■ What to produce
The data below should be printed in full, exactly, and without any of its images.

■ Data extract

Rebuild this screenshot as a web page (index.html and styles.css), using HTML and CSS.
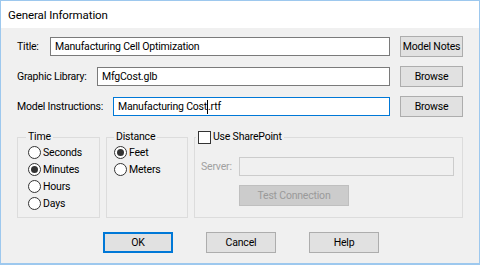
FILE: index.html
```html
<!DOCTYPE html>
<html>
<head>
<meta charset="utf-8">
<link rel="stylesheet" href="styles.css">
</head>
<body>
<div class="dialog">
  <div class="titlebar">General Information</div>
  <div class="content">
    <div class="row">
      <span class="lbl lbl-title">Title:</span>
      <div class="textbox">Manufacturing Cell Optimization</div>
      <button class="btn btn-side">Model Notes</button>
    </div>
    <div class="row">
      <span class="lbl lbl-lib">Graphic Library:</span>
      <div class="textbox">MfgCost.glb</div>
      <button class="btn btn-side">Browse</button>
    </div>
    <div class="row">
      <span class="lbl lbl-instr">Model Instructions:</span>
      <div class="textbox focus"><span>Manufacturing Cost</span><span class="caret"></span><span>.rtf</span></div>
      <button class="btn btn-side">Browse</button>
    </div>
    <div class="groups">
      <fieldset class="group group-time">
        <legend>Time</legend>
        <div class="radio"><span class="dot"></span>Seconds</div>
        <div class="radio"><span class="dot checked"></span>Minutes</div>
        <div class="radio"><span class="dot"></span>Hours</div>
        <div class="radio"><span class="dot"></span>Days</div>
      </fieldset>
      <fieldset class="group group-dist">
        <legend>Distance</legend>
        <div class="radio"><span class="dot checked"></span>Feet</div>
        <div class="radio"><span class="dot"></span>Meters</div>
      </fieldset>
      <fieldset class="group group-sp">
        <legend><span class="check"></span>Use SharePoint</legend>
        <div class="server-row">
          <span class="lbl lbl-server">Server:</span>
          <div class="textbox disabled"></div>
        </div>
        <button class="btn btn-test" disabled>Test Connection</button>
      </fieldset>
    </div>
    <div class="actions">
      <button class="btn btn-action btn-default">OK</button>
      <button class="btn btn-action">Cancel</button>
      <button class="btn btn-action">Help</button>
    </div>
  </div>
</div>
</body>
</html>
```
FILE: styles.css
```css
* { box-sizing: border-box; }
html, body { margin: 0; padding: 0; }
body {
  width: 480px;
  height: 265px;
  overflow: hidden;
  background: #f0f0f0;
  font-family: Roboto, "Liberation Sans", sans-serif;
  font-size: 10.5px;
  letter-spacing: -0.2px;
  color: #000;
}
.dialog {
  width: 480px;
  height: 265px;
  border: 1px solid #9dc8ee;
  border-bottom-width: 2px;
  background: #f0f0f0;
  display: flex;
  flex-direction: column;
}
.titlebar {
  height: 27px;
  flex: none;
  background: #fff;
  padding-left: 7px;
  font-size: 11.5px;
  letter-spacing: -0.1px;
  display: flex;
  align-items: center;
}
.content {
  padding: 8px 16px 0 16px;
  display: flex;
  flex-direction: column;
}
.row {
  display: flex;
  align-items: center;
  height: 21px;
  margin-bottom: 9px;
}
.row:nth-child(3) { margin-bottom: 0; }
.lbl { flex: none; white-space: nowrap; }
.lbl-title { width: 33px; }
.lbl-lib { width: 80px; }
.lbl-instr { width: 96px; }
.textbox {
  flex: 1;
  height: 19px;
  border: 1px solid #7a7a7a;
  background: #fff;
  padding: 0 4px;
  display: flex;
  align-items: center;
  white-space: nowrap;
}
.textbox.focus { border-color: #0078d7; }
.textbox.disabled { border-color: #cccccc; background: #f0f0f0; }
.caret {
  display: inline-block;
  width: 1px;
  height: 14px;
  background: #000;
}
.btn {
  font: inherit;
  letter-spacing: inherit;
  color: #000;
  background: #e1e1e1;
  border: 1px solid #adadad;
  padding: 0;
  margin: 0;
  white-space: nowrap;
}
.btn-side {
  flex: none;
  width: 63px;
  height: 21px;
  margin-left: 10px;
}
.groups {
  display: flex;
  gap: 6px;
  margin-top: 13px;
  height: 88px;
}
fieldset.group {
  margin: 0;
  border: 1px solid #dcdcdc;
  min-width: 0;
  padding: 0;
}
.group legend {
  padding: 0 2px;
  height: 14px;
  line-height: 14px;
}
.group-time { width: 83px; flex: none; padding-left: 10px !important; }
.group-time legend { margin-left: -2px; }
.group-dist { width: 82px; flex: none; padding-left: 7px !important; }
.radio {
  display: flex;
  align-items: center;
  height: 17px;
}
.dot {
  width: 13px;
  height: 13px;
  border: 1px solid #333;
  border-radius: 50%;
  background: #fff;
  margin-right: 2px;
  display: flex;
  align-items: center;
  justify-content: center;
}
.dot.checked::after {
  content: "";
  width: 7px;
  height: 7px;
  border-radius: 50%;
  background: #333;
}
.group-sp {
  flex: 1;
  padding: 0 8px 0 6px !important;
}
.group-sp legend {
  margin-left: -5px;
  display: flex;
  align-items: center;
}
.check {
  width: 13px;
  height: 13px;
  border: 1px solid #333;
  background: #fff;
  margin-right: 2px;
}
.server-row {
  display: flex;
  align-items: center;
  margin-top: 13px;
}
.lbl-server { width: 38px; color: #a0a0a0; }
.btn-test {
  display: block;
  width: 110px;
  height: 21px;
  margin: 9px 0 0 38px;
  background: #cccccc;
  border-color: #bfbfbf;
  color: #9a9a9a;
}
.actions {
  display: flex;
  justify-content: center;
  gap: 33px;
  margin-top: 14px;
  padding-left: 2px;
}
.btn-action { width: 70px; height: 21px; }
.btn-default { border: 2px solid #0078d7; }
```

■ Solution to this problem
Rebuild this screenshot as a web page (index.html and styles.css), using HTML and CSS.
FILE: index.html
```html
<!DOCTYPE html>
<html>
<head>
<meta charset="utf-8">
<link rel="stylesheet" href="styles.css">
</head>
<body>
<div class="dialog">
  <div class="titlebar">General Information</div>
  <div class="content">
    <div class="row">
      <span class="lbl lbl-title">Title:</span>
      <div class="textbox">Manufacturing Cell Optimization</div>
      <button class="btn btn-side">Model Notes</button>
    </div>
    <div class="row">
      <span class="lbl lbl-lib">Graphic Library:</span>
      <div class="textbox">MfgCost.glb</div>
      <button class="btn btn-side">Browse</button>
    </div>
    <div class="row">
      <span class="lbl lbl-instr">Model Instructions:</span>
      <div class="textbox focus"><span>Manufacturing Cost</span><span class="caret"></span><span>.rtf</span></div>
      <button class="btn btn-side">Browse</button>
    </div>
    <div class="groups">
      <fieldset class="group group-time">
        <legend>Time</legend>
        <div class="radio"><span class="dot"></span>Seconds</div>
        <div class="radio"><span class="dot checked"></span>Minutes</div>
        <div class="radio"><span class="dot"></span>Hours</div>
        <div class="radio"><span class="dot"></span>Days</div>
      </fieldset>
      <fieldset class="group group-dist">
        <legend>Distance</legend>
        <div class="radio"><span class="dot checked"></span>Feet</div>
        <div class="radio"><span class="dot"></span>Meters</div>
      </fieldset>
      <fieldset class="group group-sp">
        <legend><span class="check"></span>Use SharePoint</legend>
        <div class="server-row">
          <span class="lbl lbl-server">Server:</span>
          <div class="textbox disabled"></div>
        </div>
        <button class="btn btn-test" disabled>Test Connection</button>
      </fieldset>
    </div>
    <div class="actions">
      <button class="btn btn-action btn-default">OK</button>
      <button class="btn btn-action">Cancel</button>
      <button class="btn btn-action">Help</button>
    </div>
  </div>
</div>
</body>
</html>
```
FILE: styles.css
```css
* { box-sizing: border-box; }
html, body { margin: 0; padding: 0; }
body {
  width: 480px;
  height: 265px;
  overflow: hidden;
  background: #f0f0f0;
  font-family: Roboto, "Liberation Sans", sans-serif;
  font-size: 10.5px;
  letter-spacing: -0.2px;
  color: #000;
}
.dialog {
  width: 480px;
  height: 265px;
  border: 1px solid #9dc8ee;
  border-bottom-width: 2px;
  background: #f0f0f0;
  display: flex;
  flex-direction: column;
}
.titlebar {
  height: 27px;
  flex: none;
  background: #fff;
  padding-left: 7px;
  font-size: 11.5px;
  letter-spacing: -0.1px;
  display: flex;
  align-items: center;
}
.content {
  padding: 8px 16px 0 16px;
  display: flex;
  flex-direction: column;
}
.row {
  display: flex;
  align-items: center;
  height: 21px;
  margin-bottom: 9px;
}
.row:nth-child(3) { margin-bottom: 0; }
.lbl { flex: none; white-space: nowrap; }
.lbl-title { width: 33px; }
.lbl-lib { width: 80px; }
.lbl-instr { width: 96px; }
.textbox {
  flex: 1;
  height: 19px;
  border: 1px solid #7a7a7a;
  background: #fff;
  padding: 0 4px;
  display: flex;
  align-items: center;
  white-space: nowrap;
}
.textbox.focus { border-color: #0078d7; }
.textbox.disabled { border-color: #cccccc; background: #f0f0f0; }
.caret {
  display: inline-block;
  width: 1px;
  height: 14px;
  background: #000;
}
.btn {
  font: inherit;
  letter-spacing: inherit;
  color: #000;
  background: #e1e1e1;
  border: 1px solid #adadad;
  padding: 0;
  margin: 0;
  white-space: nowrap;
}
.btn-side {
  flex: none;
  width: 63px;
  height: 21px;
  margin-left: 10px;
}
.groups {
  display: flex;
  gap: 6px;
  margin-top: 13px;
  height: 88px;
}
fieldset.group {
  margin: 0;
  border: 1px solid #dcdcdc;
  min-width: 0;
  padding: 0;
}
.group legend {
  padding: 0 2px;
  height: 14px;
  line-height: 14px;
}
.group-time { width: 83px; flex: none; padding-left: 10px !important; }
.group-time legend { margin-left: -2px; }
.group-dist { width: 82px; flex: none; padding-left: 7px !important; }
.radio {
  display: flex;
  align-items: center;
  height: 17px;
}
.dot {
  width: 13px;
  height: 13px;
  border: 1px solid #333;
  border-radius: 50%;
  background: #fff;
  margin-right: 2px;
  display: flex;
  align-items: center;
  justify-content: center;
}
.dot.checked::after {
  content: "";
  width: 7px;
  height: 7px;
  border-radius: 50%;
  background: #333;
}
.group-sp {
  flex: 1;
  padding: 0 8px 0 6px !important;
}
.group-sp legend {
  margin-left: -5px;
  display: flex;
  align-items: center;
}
.check {
  width: 13px;
  height: 13px;
  border: 1px solid #333;
  background: #fff;
  margin-right: 2px;
}
.server-row {
  display: flex;
  align-items: center;
  margin-top: 13px;
}
.lbl-server { width: 38px; color: #a0a0a0; }
.btn-test {
  display: block;
  width: 110px;
  height: 21px;
  margin: 9px 0 0 38px;
  background: #cccccc;
  border-color: #bfbfbf;
  color: #9a9a9a;
}
.actions {
  display: flex;
  justify-content: center;
  gap: 33px;
  margin-top: 14px;
  padding-left: 2px;
}
.btn-action { width: 70px; height: 21px; }
.btn-default { border: 2px solid #0078d7; }
```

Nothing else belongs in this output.